The Washington Post is poised to initiate a paywall in 2013. The Post is one of the last major American papers to look into putting some parts of its publication behind a subscriber-only Internet screen.
The Wall Street Journal reports that The Washington Post is preparing a "metered paywall" for its Internet site. A metered paywall allows readers to see a few articles per month before blocking any more access and informing the visitor that he must pay to read further.
But ahead of this new attempt to improve revenue, The Post has been seeing a steep decrease in earnings.

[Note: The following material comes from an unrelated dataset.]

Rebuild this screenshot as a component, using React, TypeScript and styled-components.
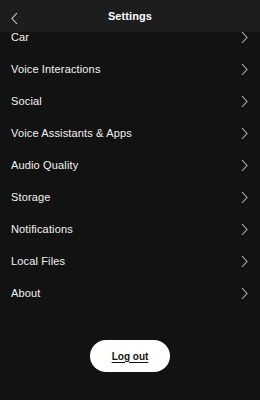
import React from "react";
import styled, { createGlobalStyle } from "styled-components";

const GlobalStyle = createGlobalStyle`
  html, body { margin: 0; padding: 0; background: #121212; }
  body { font-family: "Liberation Sans", Arial, sans-serif; -webkit-font-smoothing: antialiased; }
  * { box-sizing: border-box; }
`;

const Screen = styled.div`
  width: 260px;
  height: 400px;
  overflow: hidden;
  background: #121212;
  display: flex;
  flex-direction: column;
`;

const Header = styled.header`
  position: relative;
  z-index: 1;
  height: 32px;
  flex: none;
  background: #1d1d1d;
  display: flex;
  align-items: center;
  justify-content: center;
`;

const BackButton = styled.button`
  position: absolute;
  left: 8px;
  top: 10px;
  width: 12px;
  height: 16px;
  padding: 0;
  border: none;
  background: none;
  display: flex;
  align-items: center;
  justify-content: center;
  cursor: pointer;
`;

const Title = styled.h1`
  margin: 0;
  color: #fff;
  font-size: 11px;
  font-weight: 700;
  letter-spacing: 0.1px;
`;

const List = styled.ul`
  list-style: none;
  margin: -11px 0 0;
  padding: 0;
`;

const Row = styled.li`
  height: 32px;
  padding: 0 12px 0 11px;
  display: flex;
  align-items: center;
  justify-content: space-between;
  color: #f2f2f2;
  font-size: 11px;
  letter-spacing: 0.15px;
`;

const Footer = styled.div`
  display: flex;
  justify-content: center;
  padding-top: 31px;
`;

const LogoutButton = styled.button`
  width: 80px;
  height: 32px;
  border: none;
  border-radius: 16px;
  background: #fff;
  color: #111;
  font-family: "Liberation Sans", Arial, sans-serif;
  font-size: 10px;
  font-weight: 700;
  text-decoration: underline;
  text-underline-offset: 2px;
  cursor: pointer;
`;

const Chevron = ({ dir }: { dir: "left" | "right" }) =>
  dir === "right" ? (
    <svg width="7" height="13" viewBox="0 0 7 13" fill="none">
      <path d="M1 1l5 5.5L1 12" stroke="#b3b3b3" strokeWidth="1.1" />
    </svg>
  ) : (
    <svg width="8" height="13" viewBox="0 0 8 13" fill="none">
      <path d="M7 1L2 6.5 7 12" stroke="#d0d0d0" strokeWidth="1.1" />
    </svg>
  );

const items = [
  "Car",
  "Voice Interactions",
  "Social",
  "Voice Assistants & Apps",
  "Audio Quality",
  "Storage",
  "Notifications",
  "Local Files",
  "About",
];

export default function App() {
  return (
    <>
      <GlobalStyle />
      <Screen>
        <Header>
          <BackButton aria-label="Back">
            <Chevron dir="left" />
          </BackButton>
          <Title>Settings</Title>
        </Header>
        <List>
          {items.map((label) => (
            <Row key={label}>
              <span>{label}</span>
              <Chevron dir="right" />
            </Row>
          ))}
        </List>
        <Footer>
          <LogoutButton>Log out</LogoutButton>
        </Footer>
      </Screen>
    </>
  );
}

The Post is dealing with a steep decline in its core business of print advertising. Its newspaper division reported an operating loss of $56.3 million for the first nine months of the year, reflecting a 14% decline in revenue to $160.7 million. The company lost its chief revenue officer in the spring, and the search for a replacement continues.

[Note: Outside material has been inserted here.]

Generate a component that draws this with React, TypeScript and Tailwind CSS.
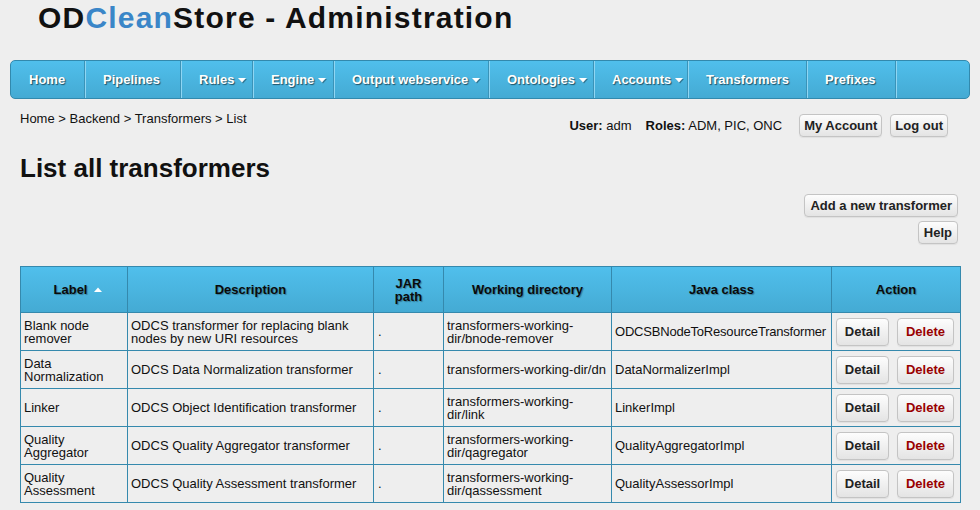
import React from "react";

const navItems: { label: string; w: number; caret?: boolean }[] = [
  { label: "Home", w: 74 },
  { label: "Pipelines", w: 96 },
  { label: "Rules", w: 72, caret: true },
  { label: "Engine", w: 81, caret: true },
  { label: "Output webservice", w: 155, caret: true },
  { label: "Ontologies", w: 105, caret: true },
  { label: "Accounts", w: 94, caret: true },
  { label: "Transformers", w: 119 },
  { label: "Prefixes", w: 89 },
];

const rows = [
  {
    label: "Blank node remover",
    desc: "ODCS transformer for replacing blank nodes by new URI resources",
    dir: "transformers-working-dir/bnode-remover",
    cls: "ODCSBNodeToResourceTransformer",
  },
  {
    label: "Data Normalization",
    desc: "ODCS Data Normalization transformer",
    dir: "transformers-working-dir/dn",
    cls: "DataNormalizerImpl",
  },
  {
    label: "Linker",
    desc: "ODCS Object Identification transformer",
    dir: "transformers-working-dir/link",
    cls: "LinkerImpl",
  },
  {
    label: "Quality Aggregator",
    desc: "ODCS Quality Aggregator transformer",
    dir: "transformers-working-dir/qagregator",
    cls: "QualityAggregatorImpl",
  },
  {
    label: "Quality Assessment",
    desc: "ODCS Quality Assessment transformer",
    dir: "transformers-working-dir/qassessment",
    cls: "QualityAssessorImpl",
  },
];

function Btn({ children, red, className = "" }: { children: React.ReactNode; red?: boolean; className?: string }) {
  return (
    <button
      className={
        "rounded-[4px] border border-[#c4c4c4] bg-gradient-to-b from-[#fdfdfd] to-[#e4e4e4] font-bold text-[13px] leading-[15px] shadow-[0_1px_1px_rgba(0,0,0,0.06)] " +
        (red ? "text-[#990000] " : "text-[#222222] ") +
        className
      }
    >
      {children}
    </button>
  );
}

function Caret() {
  return (
    <svg width="8" height="5" viewBox="0 0 8 5" className="ml-[4px] mt-[2px] drop-shadow-[1px_1px_0_rgba(0,0,0,0.35)]">
      <polygon points="0,0 8,0 4,4.5" fill="#ffffff" />
    </svg>
  );
}

export default function App() {
  return (
    <div
      className="w-[980px] h-[510px] overflow-hidden bg-[#eeeeee] text-[#111111]"
      style={{ fontFamily: '"Liberation Sans", Arial, sans-serif' }}
    >
      <h1 className="ml-[38px] text-[30px] leading-[36px] font-bold tracking-[1.2px] text-[#111111]">
        OD<span className="text-[#3a86c8]">Clean</span>Store - Administration
      </h1>

      <nav className="mt-[24px] mx-[10px] h-[39px] flex rounded-[5px] border border-[#3289ad] bg-gradient-to-b from-[#50bfec] to-[#44aad3] overflow-hidden">
        {navItems.map((it, i) => (
          <div
            key={it.label}
            style={{ width: it.w }}
            className={
              "h-full flex items-center pl-[18px] border-r border-[#3a93b8] text-white font-bold text-[13px] [text-shadow:1px_1px_1px_rgba(0,0,0,0.55)] " +
              (i > 0 ? "shadow-[inset_1px_0_0_#8fd6f3]" : "")
            }
          >
            <span>{it.label}</span>
            {it.caret && <Caret />}
          </div>
        ))}
        <div className="flex-1 h-full shadow-[inset_1px_0_0_#8fd6f3]" />
      </nav>

      <div className="mt-[12px] flex items-start px-[20px]">
        <div className="text-[13px] leading-[16px] text-[#111111]">Home &gt; Backend &gt; Transformers &gt; List</div>
        <div className="ml-auto mr-[12px] mt-[3px] flex items-center text-[13px]">
          <span>
            <b>User:</b> adm
          </span>
          <span className="ml-[14px]">
            <b>Roles:</b> ADM, PIC, ONC
          </span>
          <Btn className="ml-[17px] h-[23px] px-[4px]">My Account</Btn>
          <Btn className="ml-[8px] h-[23px] px-[4px]">Log out</Btn>
        </div>
      </div>

      <h2 className="mt-[16px] ml-[20px] text-[26px] leading-[30px] font-bold text-[#111111]">List all transformers</h2>

      <div className="mt-[11px] mr-[22px] flex flex-col items-end gap-[4px]">
        <Btn className="h-[23px] px-[5px]">Add a new transformer</Btn>
        <Btn className="h-[23px] px-[5px]">Help</Btn>
      </div>

      <table className="mt-[22px] ml-[20px] w-[940px] table-fixed border-collapse text-[13px] leading-[13px]">
        <colgroup>
          <col style={{ width: 107 }} />
          <col style={{ width: 246 }} />
          <col style={{ width: 70 }} />
          <col style={{ width: 168 }} />
          <col style={{ width: 220 }} />
          <col style={{ width: 129 }} />
        </colgroup>
        <thead>
          <tr className="h-[46px] bg-gradient-to-b from-[#50bfec] to-[#44aad3]">
            {["Label", "Description", "JAR path", "Working directory", "Java class", "Action"].map((h, i) => (
              <th
                key={h}
                className={
                  "border border-[#3589ad] px-[10px] text-center font-bold text-[13px] leading-[13px] text-[#0a0a0a] [text-shadow:1px_1px_1px_rgba(0,0,0,0.3)] " +
                  (i === 0 ? "pl-[18px]" : "")
                }
              >
                {i === 0 ? (
                  <span className="inline-flex items-center">
                    Label
                    <svg width="8" height="5" viewBox="0 0 8 5" className="ml-[7px]">
                      <polygon points="0,5 8,5 4,0.5" fill="#ffffff" />
                    </svg>
                  </span>
                ) : (
                  h
                )}
              </th>
            ))}
          </tr>
        </thead>
        <tbody>
          {rows.map((r) => (
            <tr key={r.label} className="h-[38px]">
              <td className="border border-[#3589ad] pl-[3px] pr-[3px] align-middle">{r.label}</td>
              <td className="border border-[#3589ad] pl-[3px] pr-[3px] align-middle">{r.desc}</td>
              <td className="border border-[#3589ad] pl-[4px] pr-[3px] align-middle">.</td>
              <td className="border border-[#3589ad] pl-[3px] pr-[2px] align-middle">{r.dir}</td>
              <td className="border border-[#3589ad] pl-[3px] pr-[2px] align-middle whitespace-nowrap">
                <span className={r.cls.length > 25 ? "tracking-[-0.2px]" : ""}>{r.cls}</span>
              </td>
              <td className="border border-[#3589ad] pl-[4px] pr-[2px] align-middle">
                <div className="flex items-center gap-[8px]">
                  <Btn className="h-[28px] w-[53px]">Detail</Btn>
                  <Btn red className="h-[28px] w-[57px]">Delete</Btn>
                </div>
              </td>
            </tr>
          ))}
        </tbody>
      </table>
    </div>
  );
}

The Post has seen quite a lot of trouble recently, with a shakeup in leadership as publisher Katherine Weymouth canned executive editor Marcus Brauchi and replaced him with the former editor of the Boston Globe, Marty Baron.

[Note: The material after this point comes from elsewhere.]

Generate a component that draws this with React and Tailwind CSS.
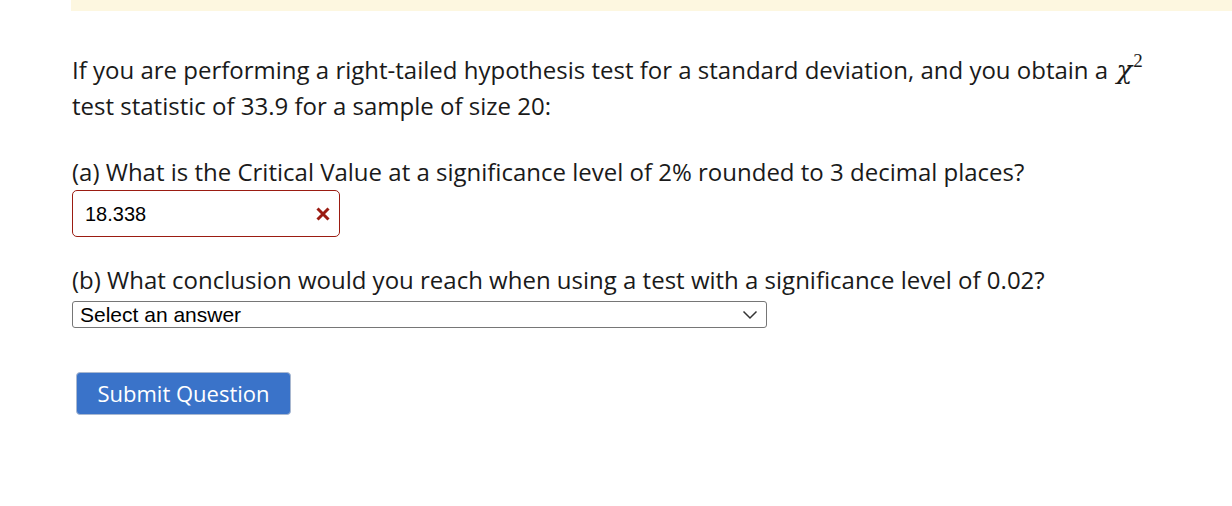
export default function App() {
  return (
    <div className="min-h-[506px] w-[1232px] bg-white font-['Open_Sans',sans-serif] text-[#1a1a1a]">
      <div className="ml-[71px] h-[11px] bg-[#fdf7e0]" />
      <div className="pl-[72px] pt-[41px]">
        <p className="text-[24px] leading-[36px]">
          If you are performing a right-tailed hypothesis test for a standard deviation, and you obtain a{" "}
          <span className="ml-[2px] font-['DejaVu_Serif',serif] text-[26px] italic leading-none">χ</span>
          <span className="relative -top-[12px] ml-[1px] font-['Liberation_Serif',serif] text-[19px] leading-none">2</span>
          <br />
          test statistic of 33.9 for a sample of size 20:
        </p>

        <p className="mt-[30px] text-[24px] leading-[36px]">
          (a) What is the Critical Value at a significance level of 2% rounded to 3 decimal places?
        </p>
        <div className="flex h-[47px] w-[268px] items-center justify-between rounded-[5px] border border-[#9b1c12] px-[12px] font-['Liberation_Sans',sans-serif] text-[20px] text-black">
          <span>18.338</span>
          <svg width="16" height="16" viewBox="0 0 16 16" className="mr-[-4px]">
            <path d="M2.5 2.5 L13.5 13.5 M13.5 2.5 L2.5 13.5" stroke="#9b1c12" strokeWidth="3" />
          </svg>
        </div>

        <p className="mt-[25px] text-[24px] leading-[36px]">
          (b) What conclusion would you reach when using a test with a significance level of 0.02?
        </p>
        <div className="mt-[3px] flex h-[27px] w-[695px] items-center justify-between rounded-[3px] border border-[#767676] pl-[7px] pr-[8px] font-['Liberation_Sans',sans-serif] text-[21px] text-black">
          <span>Select an answer</span>
          <svg width="16" height="10" viewBox="0 0 16 10">
            <path d="M1.5 1.5 L8 8 L14.5 1.5" fill="none" stroke="#333" strokeWidth="1.5" />
          </svg>
        </div>

        <button className="ml-[4px] mt-[44px] h-[43px] w-[215px] rounded-[4px] border border-[#a9b8d0] bg-[#3a73c9] text-[22px] text-white">
          Submit Question
        </button>
      </div>
    </div>
  );
}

The abrupt shakeup caused The New York Times to launch a scathing takedown of Weymouth's leadership, saying she was "overseeing the decline of one of journalism’s crown jewels."
Thus far, few of these paywalls have seen great financial success. The Minneapolis Star Tribune, for instance, has experienced a new online subscriber rate that only measures up to 5.7% of its print subscriber base, New York's Newsday has seen a paltry 1,000 subscribers sign up, and this week The Daily announced that it was shutting its iPad service down entirely despite that it was once touted as the best way to save the news industry.
The New York Times tried it once, dumped the idea, and is now trying it a second time. The Times' latest attempt at walling off some content from free access, however, has thus far been considered a successful venture.
But ad revenues have fallen by half since 2005, and the newspaper industry has been bleeding cash and laying off staffers in every corner of the country. Finances have gotten so bad that many long-established, legacy newspapers have been forced to sell off their showplace headquarters buildings and move into cheaper digs.
Of course, most of these papers share a similar progressive point of view. As the Old Media establishment fades each day with revenues in freefall, one wonders why none of them have tried to just report the news honestly and see if that might help reverse their downward spiral?